The warrants have an exercise price equal to $2.0625 per share, are exercisable immediately upon issuance and will expire five and one-half years from the issuance date.

The gross proceeds from the offering are expected to be approximately $4.3 million. The Company currently intends to use the net proceeds from the offering for working capital and general corporate purposes, including the advancement of its CD34+ technology-based clinical programs.

The shares of common stock described above (but not the warrants or the shares of common stock underlying the warrants) are being offered and sold by the Company in a registered direct offering pursuant to a "shelf" registration statement on Form S-3 (Registration No. 333-226319), including an accompanying prospectus previously filed with, and declared effective by the Securities and Exchange Commission (the "SEC") on August 2, 2018. The offering of the shares of common stock will be made only by means of a prospectus supplement that forms a part of the registration statement. A final prospectus supplement and accompanying prospectus relating to the registered direct offering will be filed with the SEC and will be available on the SEC’s website located at View Source Electronic copies of the prospectus supplement and the accompanying prospectus may also be obtained by contacting H.C. Wainwright & Co., LLC at 430 Park Avenue, 3rd Floor, New York, NY 10022, by phone at 646-975-6996 or e-mail at [email protected].

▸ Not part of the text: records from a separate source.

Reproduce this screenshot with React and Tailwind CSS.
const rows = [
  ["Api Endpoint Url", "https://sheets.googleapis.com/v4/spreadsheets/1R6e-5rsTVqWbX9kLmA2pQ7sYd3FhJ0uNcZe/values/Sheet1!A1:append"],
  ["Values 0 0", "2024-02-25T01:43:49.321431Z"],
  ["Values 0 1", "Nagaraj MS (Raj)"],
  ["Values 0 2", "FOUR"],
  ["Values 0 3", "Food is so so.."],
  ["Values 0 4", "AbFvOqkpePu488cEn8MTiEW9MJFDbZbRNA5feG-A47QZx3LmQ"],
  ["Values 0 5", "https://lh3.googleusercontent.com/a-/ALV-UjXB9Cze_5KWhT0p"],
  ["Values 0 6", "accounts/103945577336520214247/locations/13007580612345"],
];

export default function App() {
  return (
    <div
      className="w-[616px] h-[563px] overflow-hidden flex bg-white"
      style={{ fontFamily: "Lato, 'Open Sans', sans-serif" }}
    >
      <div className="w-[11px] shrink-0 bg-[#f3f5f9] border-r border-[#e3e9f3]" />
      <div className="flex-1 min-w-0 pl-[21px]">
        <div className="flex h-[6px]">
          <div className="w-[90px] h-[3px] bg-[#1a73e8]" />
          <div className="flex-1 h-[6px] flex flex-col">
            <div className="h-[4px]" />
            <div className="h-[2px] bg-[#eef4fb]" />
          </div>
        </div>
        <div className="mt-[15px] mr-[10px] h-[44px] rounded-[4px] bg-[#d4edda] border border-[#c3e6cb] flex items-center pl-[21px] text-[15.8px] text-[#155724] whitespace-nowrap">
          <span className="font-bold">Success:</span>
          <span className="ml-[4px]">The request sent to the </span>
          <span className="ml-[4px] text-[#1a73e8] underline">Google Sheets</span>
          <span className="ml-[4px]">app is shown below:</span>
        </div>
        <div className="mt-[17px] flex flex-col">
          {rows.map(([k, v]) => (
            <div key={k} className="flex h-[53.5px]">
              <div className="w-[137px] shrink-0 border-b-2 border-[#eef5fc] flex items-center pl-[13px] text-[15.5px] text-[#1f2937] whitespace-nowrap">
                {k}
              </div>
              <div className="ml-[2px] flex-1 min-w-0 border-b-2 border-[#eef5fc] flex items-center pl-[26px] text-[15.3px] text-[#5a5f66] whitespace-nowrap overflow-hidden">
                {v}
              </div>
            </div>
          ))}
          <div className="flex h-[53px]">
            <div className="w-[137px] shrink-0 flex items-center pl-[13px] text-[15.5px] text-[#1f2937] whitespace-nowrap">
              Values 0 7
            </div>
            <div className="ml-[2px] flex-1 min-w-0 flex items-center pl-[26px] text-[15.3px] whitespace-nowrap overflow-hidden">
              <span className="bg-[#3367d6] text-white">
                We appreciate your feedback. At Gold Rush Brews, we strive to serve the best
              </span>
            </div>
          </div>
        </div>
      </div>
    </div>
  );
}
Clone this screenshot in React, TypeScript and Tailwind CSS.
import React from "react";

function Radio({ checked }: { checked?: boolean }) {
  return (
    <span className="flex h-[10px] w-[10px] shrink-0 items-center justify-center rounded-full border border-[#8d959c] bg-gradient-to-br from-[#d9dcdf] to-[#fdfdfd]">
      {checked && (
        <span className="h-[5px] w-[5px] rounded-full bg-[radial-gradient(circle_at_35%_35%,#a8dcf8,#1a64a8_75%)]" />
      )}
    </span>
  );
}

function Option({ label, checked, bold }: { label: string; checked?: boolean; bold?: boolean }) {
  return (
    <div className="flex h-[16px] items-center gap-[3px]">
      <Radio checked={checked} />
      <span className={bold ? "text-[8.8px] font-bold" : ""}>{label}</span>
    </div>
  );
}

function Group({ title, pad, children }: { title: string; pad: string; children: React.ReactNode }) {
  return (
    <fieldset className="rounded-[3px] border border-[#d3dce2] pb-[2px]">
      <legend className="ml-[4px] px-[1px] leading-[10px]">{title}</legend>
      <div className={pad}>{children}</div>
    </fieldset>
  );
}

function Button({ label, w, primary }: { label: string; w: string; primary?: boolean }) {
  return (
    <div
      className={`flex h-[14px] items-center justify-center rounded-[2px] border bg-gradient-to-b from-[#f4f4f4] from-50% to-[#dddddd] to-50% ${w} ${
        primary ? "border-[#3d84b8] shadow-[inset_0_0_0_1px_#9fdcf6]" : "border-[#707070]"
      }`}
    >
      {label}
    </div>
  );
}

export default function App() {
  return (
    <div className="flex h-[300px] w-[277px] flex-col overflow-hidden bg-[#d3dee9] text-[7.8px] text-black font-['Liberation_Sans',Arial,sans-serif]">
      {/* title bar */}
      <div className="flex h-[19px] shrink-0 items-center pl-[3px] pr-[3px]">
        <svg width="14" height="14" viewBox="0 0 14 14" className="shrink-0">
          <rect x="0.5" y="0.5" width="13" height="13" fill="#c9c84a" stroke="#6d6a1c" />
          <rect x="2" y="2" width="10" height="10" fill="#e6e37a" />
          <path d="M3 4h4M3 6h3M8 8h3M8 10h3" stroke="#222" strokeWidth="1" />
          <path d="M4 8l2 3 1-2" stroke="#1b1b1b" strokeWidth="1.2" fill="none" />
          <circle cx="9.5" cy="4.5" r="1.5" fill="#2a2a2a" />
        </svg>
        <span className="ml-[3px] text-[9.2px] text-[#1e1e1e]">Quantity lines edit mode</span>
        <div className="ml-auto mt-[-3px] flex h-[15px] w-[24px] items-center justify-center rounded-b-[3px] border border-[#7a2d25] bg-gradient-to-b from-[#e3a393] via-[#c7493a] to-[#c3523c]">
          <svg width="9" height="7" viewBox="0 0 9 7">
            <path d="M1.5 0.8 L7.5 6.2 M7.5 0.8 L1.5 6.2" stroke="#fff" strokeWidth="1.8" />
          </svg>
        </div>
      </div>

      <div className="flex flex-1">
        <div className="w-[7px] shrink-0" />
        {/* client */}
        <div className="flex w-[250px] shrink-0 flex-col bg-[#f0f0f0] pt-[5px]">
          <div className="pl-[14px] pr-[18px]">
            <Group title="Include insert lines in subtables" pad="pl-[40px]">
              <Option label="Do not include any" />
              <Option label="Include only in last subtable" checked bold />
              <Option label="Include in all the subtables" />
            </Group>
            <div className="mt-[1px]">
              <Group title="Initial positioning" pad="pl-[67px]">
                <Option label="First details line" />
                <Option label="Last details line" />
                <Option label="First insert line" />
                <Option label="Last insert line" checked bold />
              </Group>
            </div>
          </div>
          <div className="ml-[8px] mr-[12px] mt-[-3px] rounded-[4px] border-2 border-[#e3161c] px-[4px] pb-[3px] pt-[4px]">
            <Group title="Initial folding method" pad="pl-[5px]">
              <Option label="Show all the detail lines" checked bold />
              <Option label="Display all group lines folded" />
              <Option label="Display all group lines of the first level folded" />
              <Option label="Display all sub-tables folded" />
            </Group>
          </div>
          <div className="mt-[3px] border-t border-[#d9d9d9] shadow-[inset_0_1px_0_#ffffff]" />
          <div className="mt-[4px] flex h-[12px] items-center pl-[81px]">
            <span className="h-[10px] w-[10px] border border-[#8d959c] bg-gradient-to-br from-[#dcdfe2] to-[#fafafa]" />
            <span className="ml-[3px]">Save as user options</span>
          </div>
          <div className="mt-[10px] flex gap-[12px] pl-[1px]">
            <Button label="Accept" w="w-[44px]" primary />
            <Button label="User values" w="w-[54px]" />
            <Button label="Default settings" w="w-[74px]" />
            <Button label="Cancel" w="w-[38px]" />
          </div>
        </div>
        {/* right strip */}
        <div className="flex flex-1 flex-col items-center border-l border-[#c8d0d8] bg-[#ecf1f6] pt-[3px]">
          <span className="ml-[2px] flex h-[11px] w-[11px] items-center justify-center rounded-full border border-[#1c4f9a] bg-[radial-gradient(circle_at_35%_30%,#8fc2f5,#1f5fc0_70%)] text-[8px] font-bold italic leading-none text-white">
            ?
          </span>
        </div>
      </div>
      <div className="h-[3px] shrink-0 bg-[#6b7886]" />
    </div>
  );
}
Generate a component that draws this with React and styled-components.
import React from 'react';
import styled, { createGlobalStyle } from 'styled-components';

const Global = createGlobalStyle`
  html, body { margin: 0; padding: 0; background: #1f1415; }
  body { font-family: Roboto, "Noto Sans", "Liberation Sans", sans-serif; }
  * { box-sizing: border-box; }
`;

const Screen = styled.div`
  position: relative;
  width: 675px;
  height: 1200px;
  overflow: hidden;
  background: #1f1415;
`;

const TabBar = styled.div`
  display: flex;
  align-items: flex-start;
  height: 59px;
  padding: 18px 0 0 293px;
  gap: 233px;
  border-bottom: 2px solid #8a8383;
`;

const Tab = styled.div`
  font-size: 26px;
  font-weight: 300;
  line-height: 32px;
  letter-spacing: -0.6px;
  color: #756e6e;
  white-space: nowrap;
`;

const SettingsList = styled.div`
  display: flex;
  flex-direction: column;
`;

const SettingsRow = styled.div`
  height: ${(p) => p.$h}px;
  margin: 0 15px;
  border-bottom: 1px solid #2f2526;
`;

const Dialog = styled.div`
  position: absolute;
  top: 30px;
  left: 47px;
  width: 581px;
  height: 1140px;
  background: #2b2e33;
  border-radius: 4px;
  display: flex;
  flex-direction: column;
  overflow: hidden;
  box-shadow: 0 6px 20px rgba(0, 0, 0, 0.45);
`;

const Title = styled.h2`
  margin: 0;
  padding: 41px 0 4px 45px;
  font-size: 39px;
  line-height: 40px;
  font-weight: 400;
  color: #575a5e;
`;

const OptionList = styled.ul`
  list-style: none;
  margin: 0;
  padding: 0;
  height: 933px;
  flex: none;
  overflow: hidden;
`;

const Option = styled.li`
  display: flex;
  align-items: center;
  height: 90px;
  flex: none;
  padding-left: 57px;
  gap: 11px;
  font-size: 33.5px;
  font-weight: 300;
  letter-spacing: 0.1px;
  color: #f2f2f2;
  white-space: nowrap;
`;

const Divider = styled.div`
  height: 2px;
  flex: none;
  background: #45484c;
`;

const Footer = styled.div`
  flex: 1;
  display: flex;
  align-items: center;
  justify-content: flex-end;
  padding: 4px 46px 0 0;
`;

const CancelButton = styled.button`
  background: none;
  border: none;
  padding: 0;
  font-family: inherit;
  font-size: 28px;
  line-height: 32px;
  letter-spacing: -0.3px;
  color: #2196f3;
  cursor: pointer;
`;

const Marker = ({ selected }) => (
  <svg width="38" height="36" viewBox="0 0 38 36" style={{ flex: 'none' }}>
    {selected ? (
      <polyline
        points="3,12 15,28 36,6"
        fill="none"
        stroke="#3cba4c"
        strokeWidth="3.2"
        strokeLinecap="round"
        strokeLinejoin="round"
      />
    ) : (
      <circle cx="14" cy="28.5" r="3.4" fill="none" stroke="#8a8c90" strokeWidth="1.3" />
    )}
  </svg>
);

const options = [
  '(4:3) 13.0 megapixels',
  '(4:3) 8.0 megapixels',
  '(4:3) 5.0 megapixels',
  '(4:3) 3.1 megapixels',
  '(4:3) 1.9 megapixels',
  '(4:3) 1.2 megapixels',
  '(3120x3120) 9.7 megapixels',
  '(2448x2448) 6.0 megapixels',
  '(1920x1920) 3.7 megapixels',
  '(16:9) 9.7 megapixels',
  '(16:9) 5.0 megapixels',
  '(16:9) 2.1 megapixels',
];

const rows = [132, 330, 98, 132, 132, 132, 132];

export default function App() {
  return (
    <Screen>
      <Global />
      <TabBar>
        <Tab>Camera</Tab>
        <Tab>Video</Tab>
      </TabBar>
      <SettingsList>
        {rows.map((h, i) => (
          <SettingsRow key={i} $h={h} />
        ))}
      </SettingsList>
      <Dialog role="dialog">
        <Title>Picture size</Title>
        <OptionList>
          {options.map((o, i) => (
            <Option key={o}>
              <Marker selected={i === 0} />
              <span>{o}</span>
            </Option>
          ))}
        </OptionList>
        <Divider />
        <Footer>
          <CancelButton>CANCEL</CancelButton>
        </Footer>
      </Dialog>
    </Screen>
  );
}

The warrants described above were offered in a private placement under Section 4(a)(2) of the Securities Act of 1933, as amended (the "Act"), and Regulation D promulgated thereunder and, along with the shares of common stock underlying the warrants, have not been registered under the Act, or applicable state securities laws. Accordingly, the warrants and the underlying shares of common stock may not be offered or sold in the United States except pursuant to an effective registration statement or an applicable exemption from the registration requirements of the Act and such applicable state securities laws.

This press release shall not constitute an offer to sell or the solicitation of an offer to buy, nor shall there be any sale of these securities in any state or jurisdiction in which such offer, solicitation or sale would be unlawful prior to registration or qualification under the securities laws of any such state or jurisdiction.